También habéis centrado vuestra atención en el drama del aborto provocado, que deja huellas profundas, a veces indelebles, en la mujer que lo lleva a cabo y en las personas que la rodean, y que produce consecuencias devastadoras para la familia y para la sociedad, entre otras razones, por la mentalidad materialista de desprecio a la vida que favorece. ¡Cuántas complicidades egoístas se encubren a menudo en una decisión sufrida, que tantas mujeres han debido afrontar solas, y cuya herida aún abierta llevan en su alma! Aunque lo que han realizado sigue constituyendo una grave injusticia y ya no tiene remedio, hago mía la exhortación dirigida en la encíclica Evangelium vitae a las mujeres que han recurrido al aborto: "No os dejéis vencer por el desánimo y no perdáis la esperanza. Antes bien, comprended lo ocurrido e interpretadlo en su verdad. Si aún no lo habéis hecho, abríos con humildad y confianza al arrepentimiento: el Padre de toda misericordia os espera para ofreceros su perdón y su paz en el sacramento de la reconciliación. Os daréis cuenta de que nada está perdido y podréis pedir perdón también a vuestro hijo" (n. 99).

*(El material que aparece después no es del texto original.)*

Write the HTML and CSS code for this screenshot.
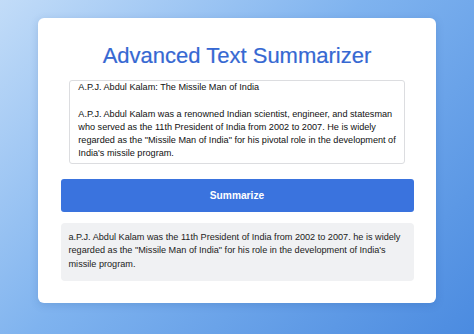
FILE: index.html
```html
<!DOCTYPE html>
<html lang="en">
<head>
<meta charset="utf-8">
<title>Advanced Text Summarizer</title>
<link rel="stylesheet" href="styles.css">
</head>
<body>
<main class="card">
  <h1 class="title">Advanced Text Summarizer</h1>
  <textarea class="input" spellcheck="false">A.P.J. Abdul Kalam: The Missile Man of India

A.P.J. Abdul Kalam was a renowned Indian scientist, engineer, and statesman who served as the 11th President of India from 2002 to 2007. He is widely regarded as the "Missile Man of India" for his pivotal role in the development of India's missile program.</textarea>
  <button class="btn" type="button">Summarize</button>
  <div class="summary">a.P.J. Abdul Kalam was the 11th President of India from 2002 to 2007. he is widely regarded as the "Missile Man of India" for his role in the development of India's missile program.</div>
</main>
</body>
</html>
```
FILE: styles.css
```css
* { box-sizing: border-box; }
html, body { margin: 0; height: 100%; }
body {
  width: 474px;
  height: 334px;
  overflow: hidden;
  font-family: "Liberation Sans", Arial, sans-serif;
  background: linear-gradient(135deg, #c2dcf8 0%, #7fb3ef 45%, #4b8be0 100%);
  padding-top: 18px;
}
.card {
  width: 398px;
  height: 285px;
  margin: 0 auto;
  background: #fff;
  border-radius: 6px;
  padding: 25px 22.5px 0;
  box-shadow: 0 2px 8px rgba(30, 70, 140, 0.18);
}
.title {
  margin: 0 0 11px;
  font-size: 22px;
  line-height: 26px;
  font-weight: 400;
  text-align: center;
  color: #3668d2;
  -webkit-text-stroke: 0.2px #3668d2;
}
.input {
  display: block;
  width: 95%;
  height: 84px;
  margin: 0 auto;
  padding: 0 4px 3px 8px;
  border: 1px solid #dcdde0;
  border-radius: 3px;
  font-family: "Liberation Sans", Arial, sans-serif;
  font-size: 9.15px;
  line-height: 13.3px;
  color: #111;
  resize: none;
  overflow: hidden;
  background: #fff;
}
.btn {
  display: block;
  width: 100%;
  height: 32.5px;
  margin-top: 15px;
  border: none;
  border-radius: 3px;
  background: #3a73de;
  color: #fff;
  font-family: "Liberation Sans", Arial, sans-serif;
  font-size: 10.2px;
  font-weight: 700;
}
.summary {
  margin-top: 11.5px;
  padding: 7.5px 4px 9.8px 8px;
  background: #f0f1f3;
  border-radius: 4px;
  font-size: 9.15px;
  line-height: 13.7px;
  color: #222;
}
```
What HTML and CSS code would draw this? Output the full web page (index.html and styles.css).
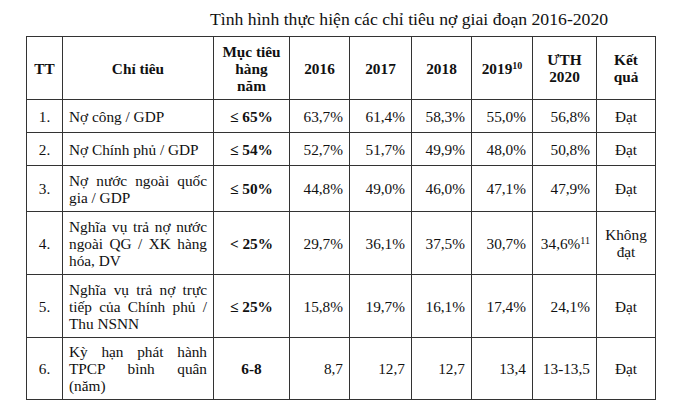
FILE: index.html
```html
<!DOCTYPE html>
<html lang="vi">
<head>
<meta charset="utf-8">
<title>Tình hình thực hiện các chỉ tiêu nợ giai đoạn 2016-2020</title>
<link rel="stylesheet" href="styles.css">
</head>
<body>
<div class="page">
  <div class="title">Tình hình thực hiện các chỉ tiêu nợ giai đoạn 2016-2020</div>
  <table class="debt">
    <colgroup>
      <col class="c-tt"><col class="c-name"><col class="c-target"><col class="c-y"><col class="c-y2"><col class="c-y"><col class="c-y3"><col class="c-uth"><col class="c-res">
    </colgroup>
    <thead>
      <tr class="r-head">
        <th>TT</th>
        <th>Chỉ tiêu</th>
        <th>Mục tiêu<br>hàng<br>năm</th>
        <th>2016</th>
        <th>2017</th>
        <th>2018</th>
        <th>2019<sup>10</sup></th>
        <th>ƯTH<br>2020</th>
        <th>Kết<br>quả</th>
      </tr>
    </thead>
    <tbody>
      <tr class="r-1">
        <td class="tt">1.</td>
        <td class="name">Nợ công / GDP</td>
        <td class="target">≤ 65%</td>
        <td class="num">63,7%</td>
        <td class="num">61,4%</td>
        <td class="num">58,3%</td>
        <td class="num">55,0%</td>
        <td class="num">56,8%</td>
        <td class="res">Đạt</td>
      </tr>
      <tr class="r-1">
        <td class="tt">2.</td>
        <td class="name">Nợ Chính phủ / GDP</td>
        <td class="target">≤ 54%</td>
        <td class="num">52,7%</td>
        <td class="num">51,7%</td>
        <td class="num">49,9%</td>
        <td class="num">48,0%</td>
        <td class="num">50,8%</td>
        <td class="res">Đạt</td>
      </tr>
      <tr class="r-2">
        <td class="tt">3.</td>
        <td class="name">Nợ nước ngoài quốc gia / GDP</td>
        <td class="target">≤ 50%</td>
        <td class="num">44,8%</td>
        <td class="num">49,0%</td>
        <td class="num">46,0%</td>
        <td class="num">47,1%</td>
        <td class="num">47,9%</td>
        <td class="res">Đạt</td>
      </tr>
      <tr class="r-3">
        <td class="tt">4.</td>
        <td class="name">Nghĩa vụ trả nợ nước ngoài QG / XK hàng hóa, DV</td>
        <td class="target">&lt; 25%</td>
        <td class="num">29,7%</td>
        <td class="num">36,1%</td>
        <td class="num">37,5%</td>
        <td class="num">30,7%</td>
        <td class="num">34,6%<sup>11</sup></td>
        <td class="res">Không đạt</td>
      </tr>
      <tr class="r-3">
        <td class="tt">5.</td>
        <td class="name">Nghĩa vụ trả nợ trực tiếp của Chính phủ / Thu NSNN</td>
        <td class="target">≤ 25%</td>
        <td class="num">15,8%</td>
        <td class="num">19,7%</td>
        <td class="num">16,1%</td>
        <td class="num">17,4%</td>
        <td class="num">24,1%</td>
        <td class="res">Đạt</td>
      </tr>
      <tr class="r-3b">
        <td class="tt">6.</td>
        <td class="name">Kỳ hạn phát hành TPCP bình quân (năm)</td>
        <td class="target">6-8</td>
        <td class="num">8,7</td>
        <td class="num">12,7</td>
        <td class="num">12,7</td>
        <td class="num">13,4</td>
        <td class="num">13-13,5</td>
        <td class="res">Đạt</td>
      </tr>
    </tbody>
  </table>
</div>
</body>
</html>
```

FILE: styles.css
```css
html, body {
  margin: 0;
  padding: 0;
  background: #ffffff;
}

body,
.title,
.debt,
.debt th,
.debt td,
.debt sup {
  font-family: "Liberation Serif", "Times New Roman", serif;
}

body {
  color: #111111;
}

.page {
  width: 680px;
  height: 407px;
  overflow: hidden;
}

.title {
  font-size: 17.7px;
  line-height: 20px;
  padding: 9px 0 0 210px;
  height: 27px;
  white-space: nowrap;
}

.debt {
  margin-left: 26px;
  border-collapse: collapse;
  table-layout: fixed;
  width: 630px;
  font-size: 15.3px;
  line-height: 17px;
}

.c-tt { width: 36px; }
.c-name { width: 151px; }
.c-target { width: 76px; }
.c-y { width: 60px; }
.c-y2 { width: 62px; }
.c-y3 { width: 61px; }
.c-uth { width: 64px; }
.c-res { width: 59px; }

.debt th,
.debt td {
  border: 1px solid #333333;
  padding: 0 6px;
  vertical-align: middle;
  font-size: 15.3px;
}

.debt th {
  font-weight: bold;
  text-align: center;
}

.r-head { height: 63px; }
.r-1 { height: 33px; }
.r-2 { height: 46px; }
.r-3 { height: 63px; }
.r-3b { height: 62px; }

.tt { text-align: center; }

.name {
  text-align: justify;
}

.target {
  text-align: center;
  font-weight: bold;
}

.num {
  text-align: right;
  padding-right: 7px;
}

.res { text-align: center; }

.debt sup {
  font-size: 10px;
  line-height: 0;
  vertical-align: 5px;
}
```
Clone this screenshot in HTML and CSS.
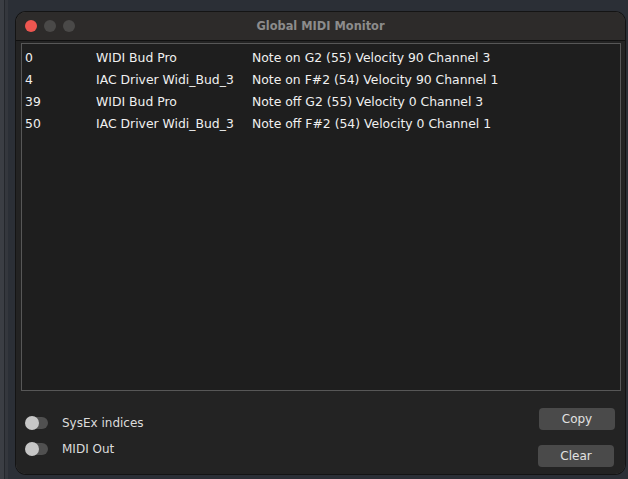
FILE: index.html
```html
<!DOCTYPE html>
<html>
<head>
<meta charset="utf-8">
<link rel="stylesheet" href="styles.css">
</head>
<body>
<div class="desk">
  <div class="side-strip"></div>
  <div class="window">
    <div class="titlebar">
      <div class="lights">
        <span class="light red"></span>
        <span class="light grey"></span>
        <span class="light grey"></span>
      </div>
      <div class="title">Global MIDI Monitor</div>
    </div>
    <div class="body">
      <div class="list">
        <div class="row"><span class="c1">0</span><span class="c2">WIDI Bud Pro</span><span class="c3">Note on G2 (55) Velocity 90 Channel 3</span></div>
        <div class="row"><span class="c1">4</span><span class="c2">IAC Driver Widi_Bud_3</span><span class="c3">Note on F#2 (54) Velocity 90 Channel 1</span></div>
        <div class="row"><span class="c1">39</span><span class="c2">WIDI Bud Pro</span><span class="c3">Note off G2 (55) Velocity 0 Channel 3</span></div>
        <div class="row"><span class="c1">50</span><span class="c2">IAC Driver Widi_Bud_3</span><span class="c3">Note off F#2 (54) Velocity 0 Channel 1</span></div>
      </div>
      <div class="footer">
        <div class="toggles">
          <div class="toggle-row"><span class="toggle"><span class="knob"></span></span><span class="tlabel">SysEx indices</span></div>
          <div class="toggle-row"><span class="toggle"><span class="knob"></span></span><span class="tlabel">MIDI Out</span></div>
        </div>
        <div class="buttons">
          <button class="btn copy">Copy</button>
          <button class="btn clear">Clear</button>
        </div>
      </div>
    </div>
  </div>
</div>
</body>
</html>
```
FILE: styles.css
```css
html, body {
  margin: 0;
  padding: 0;
  background: #2b2f36;
  width: 628px;
  height: 479px;
  overflow: hidden;
  font-family: "DejaVu Sans", sans-serif;
}
.desk {
  display: flex;
  height: 479px;
}
.side-strip {
  width: 8px;
  height: 100%;
  background: linear-gradient(to right, #3b3e44 0, #3b3e44 4px, #24272c 4px, #24272c 5px, #34373d 5px, #34373d 8px);
}
.window {
  margin: 12px 0 0 8px;
  width: 609px;
  height: 462px;
  background: #262626;
  border-radius: 10px;
  box-shadow: 0 0 0 1px #141414, inset 0 0 0 1px #444;
  display: flex;
  flex-direction: column;
  overflow: hidden;
}
.titlebar {
  height: 28px;
  flex: none;
  background: #2d2b2a;
  border-bottom: 1px solid #111;
  position: relative;
  display: flex;
  align-items: center;
}
.lights {
  display: flex;
  gap: 7px;
  padding-left: 9px;
}
.light {
  width: 12px;
  height: 12px;
  border-radius: 50%;
  display: block;
}
.light.red { background: #ee5650; }
.light.grey { background: #4a4948; }
.title {
  position: absolute;
  left: 0;
  right: 0;
  top: 0;
  line-height: 28px;
  text-align: center;
  color: #8c8c8c;
  font-weight: bold;
  font-size: 11.4px;
}
.body {
  flex: 1;
  display: flex;
  flex-direction: column;
  padding: 2px 4px 0 5px;
  background: #232323;
}
.list {
  border: 1px solid #575757;
  background: #1e1e1e;
  padding-top: 2px;
  box-sizing: border-box;
  height: 348px;
}
.row {
  display: flex;
  height: 22px;
  align-items: center;
  color: #f0f0f0;
  font-size: 12.4px;
  padding-left: 3px;
  white-space: nowrap;
}
.c1 { width: 71px; }
.c2 { width: 156px; }
.footer {
  flex: 1;
  display: flex;
  justify-content: space-between;
  padding: 17px 0 0 5px;
}
.toggles {
  display: flex;
  flex-direction: column;
  gap: 12px;
  padding-top: 8px;
}
.toggle-row {
  display: flex;
  align-items: center;
  height: 14px;
}
.toggle {
  position: relative;
  width: 22px;
  height: 12px;
  border-radius: 6px;
  background: #505050;
  display: block;
  margin-right: 14px;
}
.knob {
  position: absolute;
  left: -1px;
  top: -1px;
  width: 14px;
  height: 14px;
  border-radius: 50%;
  background: #c6c6c6;
}
.tlabel {
  color: #dcdcdc;
  font-size: 12px;
}
.buttons {
  display: flex;
  flex-direction: column;
  gap: 15px;
  align-items: flex-end;
  padding-right: 6px;
}
.btn {
  width: 76px;
  height: 22px;
  border: none;
  border-radius: 4px;
  background: #4a4a4a;
  color: #e2e2e2;
  font-family: "DejaVu Sans", sans-serif;
  font-size: 12px;
  padding: 0;
}
.btn.clear { margin-right: 1px; }
```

Expreso mi profundo aprecio por todas las iniciativas sociales y pastorales encaminadas a la reconciliación y a la atención a las personas heridas por el drama del aborto y del divorcio. Esas iniciativas, junto con muchas otras formas de compromiso, constituyen elementos esenciales para la construcción de la civilización del amor que la humanidad necesita hoy más que nunca.
Al implorar al Señor, Dios misericordioso, que os configure cada vez más con Jesús, el buen Samaritano, para que su Espíritu os enseñe a mirar de una forma nueva la realidad de los hermanos que sufren, os ayude a pensar con criterios nuevos y os impulse a actuar con generosidad en la perspectiva de una auténtica civilización del amor y de la vida, imparto a todos una especial bendición apostólica.